Provided data

--- --- ---

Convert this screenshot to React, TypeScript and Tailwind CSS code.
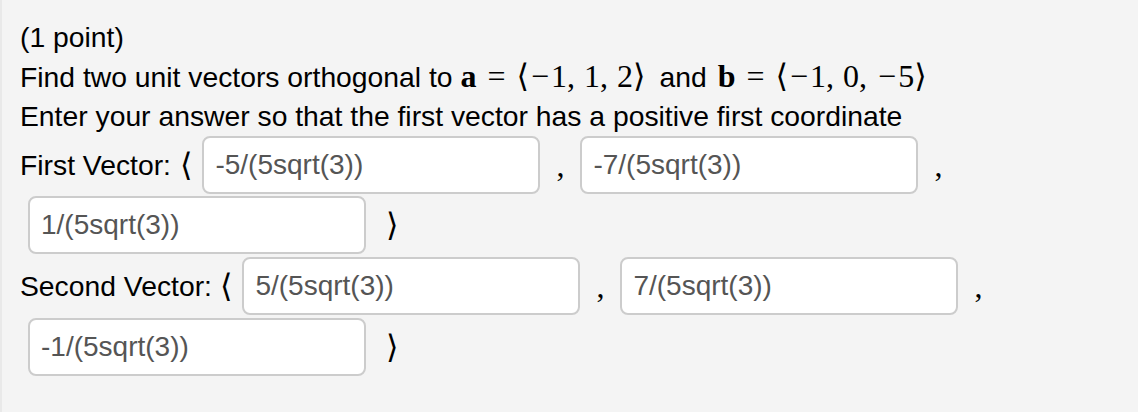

--- --- ---

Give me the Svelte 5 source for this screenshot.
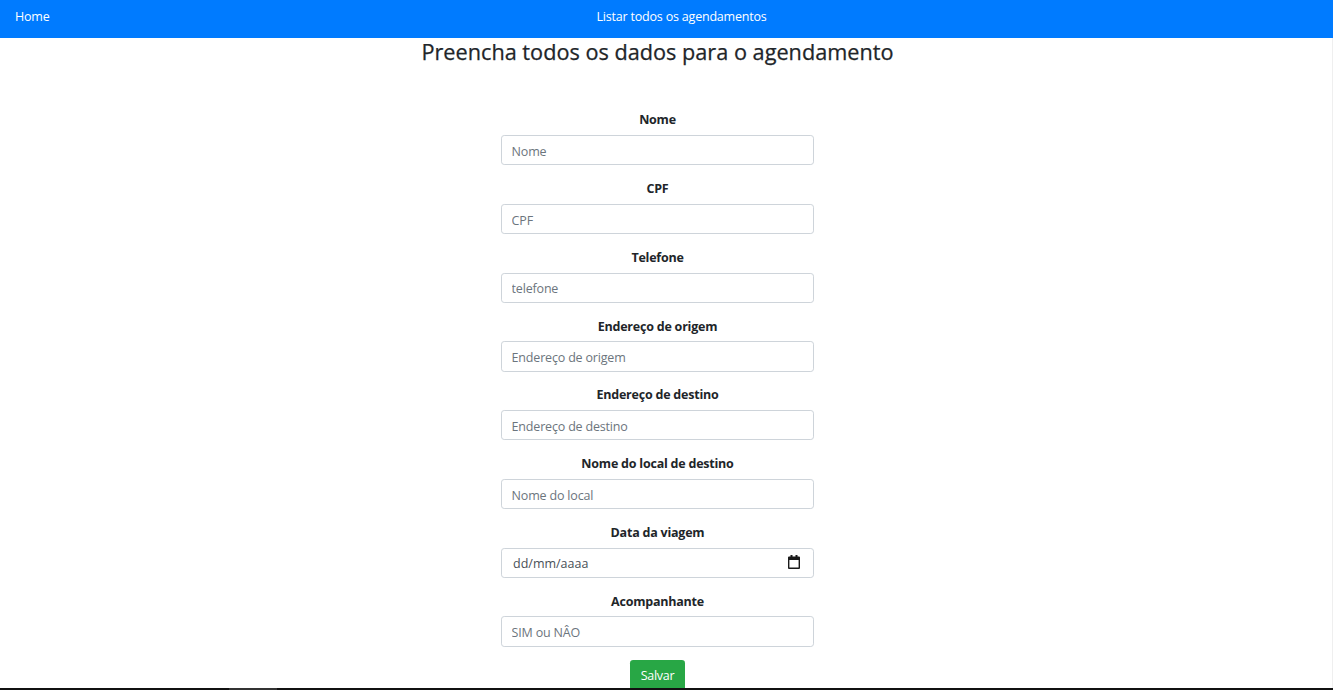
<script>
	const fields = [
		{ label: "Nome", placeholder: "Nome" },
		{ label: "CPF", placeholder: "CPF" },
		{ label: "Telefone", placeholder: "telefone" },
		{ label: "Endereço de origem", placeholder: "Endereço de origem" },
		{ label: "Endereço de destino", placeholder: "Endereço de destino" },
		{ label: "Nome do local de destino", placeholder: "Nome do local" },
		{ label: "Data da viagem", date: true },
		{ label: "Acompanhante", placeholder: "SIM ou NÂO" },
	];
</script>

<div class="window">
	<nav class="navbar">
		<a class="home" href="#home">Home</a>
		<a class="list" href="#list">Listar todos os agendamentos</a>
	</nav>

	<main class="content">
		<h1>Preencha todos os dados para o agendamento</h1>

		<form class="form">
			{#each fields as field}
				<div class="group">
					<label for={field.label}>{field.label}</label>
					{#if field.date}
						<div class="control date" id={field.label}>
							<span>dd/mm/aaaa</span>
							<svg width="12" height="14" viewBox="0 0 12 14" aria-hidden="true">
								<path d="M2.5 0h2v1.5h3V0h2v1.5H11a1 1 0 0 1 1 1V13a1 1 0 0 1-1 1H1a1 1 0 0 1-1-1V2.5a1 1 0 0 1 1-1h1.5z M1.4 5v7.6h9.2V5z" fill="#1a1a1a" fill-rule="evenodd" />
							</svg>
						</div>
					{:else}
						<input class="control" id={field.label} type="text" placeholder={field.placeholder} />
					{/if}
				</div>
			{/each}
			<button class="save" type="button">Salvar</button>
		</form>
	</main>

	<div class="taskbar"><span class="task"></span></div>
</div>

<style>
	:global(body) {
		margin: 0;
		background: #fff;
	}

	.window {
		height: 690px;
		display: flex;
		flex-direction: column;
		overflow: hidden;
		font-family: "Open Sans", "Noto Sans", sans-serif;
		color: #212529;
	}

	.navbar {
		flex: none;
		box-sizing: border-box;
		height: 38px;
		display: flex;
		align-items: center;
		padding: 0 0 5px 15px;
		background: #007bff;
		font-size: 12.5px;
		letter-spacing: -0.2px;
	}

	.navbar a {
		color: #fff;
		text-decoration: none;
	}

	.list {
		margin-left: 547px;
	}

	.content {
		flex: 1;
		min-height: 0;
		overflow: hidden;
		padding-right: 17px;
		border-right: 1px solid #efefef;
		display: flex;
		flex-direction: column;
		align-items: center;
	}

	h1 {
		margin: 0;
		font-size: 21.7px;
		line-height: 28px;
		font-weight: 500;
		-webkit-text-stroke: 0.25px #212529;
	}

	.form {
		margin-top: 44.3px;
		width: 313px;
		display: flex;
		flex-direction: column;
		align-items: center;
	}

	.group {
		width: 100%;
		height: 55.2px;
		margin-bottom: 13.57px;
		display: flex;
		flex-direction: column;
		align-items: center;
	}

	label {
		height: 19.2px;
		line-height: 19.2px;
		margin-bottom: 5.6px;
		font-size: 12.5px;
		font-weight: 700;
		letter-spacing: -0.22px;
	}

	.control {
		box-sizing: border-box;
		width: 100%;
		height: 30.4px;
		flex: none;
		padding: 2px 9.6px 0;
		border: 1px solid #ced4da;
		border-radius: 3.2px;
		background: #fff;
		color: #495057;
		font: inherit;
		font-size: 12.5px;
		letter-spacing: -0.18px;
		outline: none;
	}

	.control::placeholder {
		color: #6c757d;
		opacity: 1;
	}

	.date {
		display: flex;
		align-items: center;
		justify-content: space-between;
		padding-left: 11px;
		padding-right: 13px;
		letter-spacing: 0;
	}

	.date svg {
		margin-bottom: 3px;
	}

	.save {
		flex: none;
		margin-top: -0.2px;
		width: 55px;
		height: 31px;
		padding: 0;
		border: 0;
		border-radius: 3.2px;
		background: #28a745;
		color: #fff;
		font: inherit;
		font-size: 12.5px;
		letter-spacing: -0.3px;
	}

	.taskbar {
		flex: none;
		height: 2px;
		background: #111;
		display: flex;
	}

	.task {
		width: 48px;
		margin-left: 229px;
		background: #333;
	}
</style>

--- --- ---

Instructions for the task
Copy the lines from the entries above in which the word "screenshot" appears.

Task answer
Convert this screenshot to React, TypeScript and Tailwind CSS code.
Give me the Svelte 5 source for this screenshot.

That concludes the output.